In the records below, find the line that contains "Write a component" and the line that contains "your preferred components:</p>". Set down exactly those lines and every line between them, and nothing more.

——————

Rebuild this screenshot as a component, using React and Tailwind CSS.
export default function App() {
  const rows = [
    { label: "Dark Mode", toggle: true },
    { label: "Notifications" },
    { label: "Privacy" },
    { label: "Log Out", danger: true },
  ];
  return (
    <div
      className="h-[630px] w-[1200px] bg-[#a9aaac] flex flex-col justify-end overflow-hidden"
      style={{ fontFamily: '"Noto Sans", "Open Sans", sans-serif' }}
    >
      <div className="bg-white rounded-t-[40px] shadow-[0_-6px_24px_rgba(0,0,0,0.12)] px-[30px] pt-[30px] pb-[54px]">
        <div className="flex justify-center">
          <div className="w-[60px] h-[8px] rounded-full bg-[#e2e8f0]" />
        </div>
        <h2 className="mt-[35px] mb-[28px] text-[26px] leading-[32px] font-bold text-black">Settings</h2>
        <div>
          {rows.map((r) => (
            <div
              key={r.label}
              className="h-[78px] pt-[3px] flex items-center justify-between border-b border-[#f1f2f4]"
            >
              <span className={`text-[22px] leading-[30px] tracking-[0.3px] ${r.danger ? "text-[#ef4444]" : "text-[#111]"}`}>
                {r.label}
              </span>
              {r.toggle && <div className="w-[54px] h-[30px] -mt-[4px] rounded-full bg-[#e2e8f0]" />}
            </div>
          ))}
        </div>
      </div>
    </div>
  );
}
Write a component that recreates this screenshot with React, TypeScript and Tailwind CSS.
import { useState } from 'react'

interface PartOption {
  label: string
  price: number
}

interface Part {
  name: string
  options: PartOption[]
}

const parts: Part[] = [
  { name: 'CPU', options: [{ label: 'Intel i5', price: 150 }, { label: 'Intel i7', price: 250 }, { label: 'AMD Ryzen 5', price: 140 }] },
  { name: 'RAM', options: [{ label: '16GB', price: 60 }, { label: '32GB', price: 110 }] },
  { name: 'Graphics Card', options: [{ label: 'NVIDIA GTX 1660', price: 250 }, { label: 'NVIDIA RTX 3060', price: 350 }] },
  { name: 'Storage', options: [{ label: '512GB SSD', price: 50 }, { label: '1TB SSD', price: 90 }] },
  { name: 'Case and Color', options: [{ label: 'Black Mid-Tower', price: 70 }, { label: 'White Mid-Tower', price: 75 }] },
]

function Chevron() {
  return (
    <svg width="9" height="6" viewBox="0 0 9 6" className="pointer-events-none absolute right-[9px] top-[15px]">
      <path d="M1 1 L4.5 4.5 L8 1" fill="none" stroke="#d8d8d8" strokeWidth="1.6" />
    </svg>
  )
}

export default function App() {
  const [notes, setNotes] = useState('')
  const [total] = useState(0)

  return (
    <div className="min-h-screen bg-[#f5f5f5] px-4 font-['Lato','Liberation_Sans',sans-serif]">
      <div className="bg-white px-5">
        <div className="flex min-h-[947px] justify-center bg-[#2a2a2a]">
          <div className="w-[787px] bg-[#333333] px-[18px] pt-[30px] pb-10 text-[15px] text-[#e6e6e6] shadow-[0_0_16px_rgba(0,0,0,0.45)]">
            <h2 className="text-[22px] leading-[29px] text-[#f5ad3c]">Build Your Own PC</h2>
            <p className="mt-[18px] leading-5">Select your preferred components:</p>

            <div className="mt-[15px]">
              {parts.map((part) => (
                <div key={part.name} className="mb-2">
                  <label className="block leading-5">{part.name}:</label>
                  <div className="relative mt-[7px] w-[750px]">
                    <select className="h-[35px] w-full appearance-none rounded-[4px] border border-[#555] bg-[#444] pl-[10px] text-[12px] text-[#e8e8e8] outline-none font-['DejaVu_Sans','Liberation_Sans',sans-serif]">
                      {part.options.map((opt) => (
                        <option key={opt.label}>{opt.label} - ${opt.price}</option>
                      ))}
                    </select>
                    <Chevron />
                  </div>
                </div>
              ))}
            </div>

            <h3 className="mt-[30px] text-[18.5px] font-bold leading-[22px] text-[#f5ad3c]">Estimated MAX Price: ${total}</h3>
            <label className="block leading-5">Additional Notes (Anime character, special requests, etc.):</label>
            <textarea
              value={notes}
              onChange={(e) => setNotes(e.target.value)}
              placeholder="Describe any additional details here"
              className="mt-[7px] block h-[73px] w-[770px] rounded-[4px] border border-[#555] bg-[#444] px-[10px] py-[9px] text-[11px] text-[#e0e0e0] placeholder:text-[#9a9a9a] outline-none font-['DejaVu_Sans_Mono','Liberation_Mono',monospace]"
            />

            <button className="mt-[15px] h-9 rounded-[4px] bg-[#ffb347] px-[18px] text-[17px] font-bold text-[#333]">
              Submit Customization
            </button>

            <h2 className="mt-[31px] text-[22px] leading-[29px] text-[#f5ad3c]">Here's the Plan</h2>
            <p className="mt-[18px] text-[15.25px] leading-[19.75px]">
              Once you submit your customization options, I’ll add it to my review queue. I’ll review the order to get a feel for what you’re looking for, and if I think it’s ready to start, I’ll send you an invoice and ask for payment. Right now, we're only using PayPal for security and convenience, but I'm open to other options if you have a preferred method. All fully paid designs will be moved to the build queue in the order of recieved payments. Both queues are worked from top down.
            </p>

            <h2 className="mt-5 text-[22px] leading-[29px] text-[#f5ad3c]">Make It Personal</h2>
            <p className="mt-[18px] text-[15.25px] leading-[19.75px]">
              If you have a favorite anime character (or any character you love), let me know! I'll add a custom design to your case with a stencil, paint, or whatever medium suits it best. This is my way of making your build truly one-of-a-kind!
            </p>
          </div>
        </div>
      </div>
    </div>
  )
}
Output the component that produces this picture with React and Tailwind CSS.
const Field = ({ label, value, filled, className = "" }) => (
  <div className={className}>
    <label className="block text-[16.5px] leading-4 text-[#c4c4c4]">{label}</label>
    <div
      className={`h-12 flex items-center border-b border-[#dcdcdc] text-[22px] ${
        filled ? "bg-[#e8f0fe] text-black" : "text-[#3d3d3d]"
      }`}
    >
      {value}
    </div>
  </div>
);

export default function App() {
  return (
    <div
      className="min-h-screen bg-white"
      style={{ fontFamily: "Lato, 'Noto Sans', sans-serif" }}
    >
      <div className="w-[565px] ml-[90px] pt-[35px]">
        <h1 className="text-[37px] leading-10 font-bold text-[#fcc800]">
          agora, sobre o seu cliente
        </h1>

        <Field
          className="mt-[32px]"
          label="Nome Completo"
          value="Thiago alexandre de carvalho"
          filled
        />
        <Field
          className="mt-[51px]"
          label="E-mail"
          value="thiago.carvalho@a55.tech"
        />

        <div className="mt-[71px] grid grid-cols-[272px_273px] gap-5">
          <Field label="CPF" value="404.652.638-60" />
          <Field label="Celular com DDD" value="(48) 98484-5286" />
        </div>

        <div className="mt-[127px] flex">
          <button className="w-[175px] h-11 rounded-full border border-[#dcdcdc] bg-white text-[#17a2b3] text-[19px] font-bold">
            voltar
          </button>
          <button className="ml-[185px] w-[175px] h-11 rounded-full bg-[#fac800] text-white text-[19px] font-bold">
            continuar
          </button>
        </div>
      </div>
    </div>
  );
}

——————

EXERCISE OUTPUT:
Write a component that recreates this screenshot with React, TypeScript and Tailwind CSS.
import { useState } from 'react'

interface PartOption {
  label: string
  price: number
}

interface Part {
  name: string
  options: PartOption[]
}

const parts: Part[] = [
  { name: 'CPU', options: [{ label: 'Intel i5', price: 150 }, { label: 'Intel i7', price: 250 }, { label: 'AMD Ryzen 5', price: 140 }] },
  { name: 'RAM', options: [{ label: '16GB', price: 60 }, { label: '32GB', price: 110 }] },
  { name: 'Graphics Card', options: [{ label: 'NVIDIA GTX 1660', price: 250 }, { label: 'NVIDIA RTX 3060', price: 350 }] },
  { name: 'Storage', options: [{ label: '512GB SSD', price: 50 }, { label: '1TB SSD', price: 90 }] },
  { name: 'Case and Color', options: [{ label: 'Black Mid-Tower', price: 70 }, { label: 'White Mid-Tower', price: 75 }] },
]

function Chevron() {
  return (
    <svg width="9" height="6" viewBox="0 0 9 6" className="pointer-events-none absolute right-[9px] top-[15px]">
      <path d="M1 1 L4.5 4.5 L8 1" fill="none" stroke="#d8d8d8" strokeWidth="1.6" />
    </svg>
  )
}

export default function App() {
  const [notes, setNotes] = useState('')
  const [total] = useState(0)

  return (
    <div className="min-h-screen bg-[#f5f5f5] px-4 font-['Lato','Liberation_Sans',sans-serif]">
      <div className="bg-white px-5">
        <div className="flex min-h-[947px] justify-center bg-[#2a2a2a]">
          <div className="w-[787px] bg-[#333333] px-[18px] pt-[30px] pb-10 text-[15px] text-[#e6e6e6] shadow-[0_0_16px_rgba(0,0,0,0.45)]">
            <h2 className="text-[22px] leading-[29px] text-[#f5ad3c]">Build Your Own PC</h2>
            <p className="mt-[18px] leading-5">Select your preferred components:</p>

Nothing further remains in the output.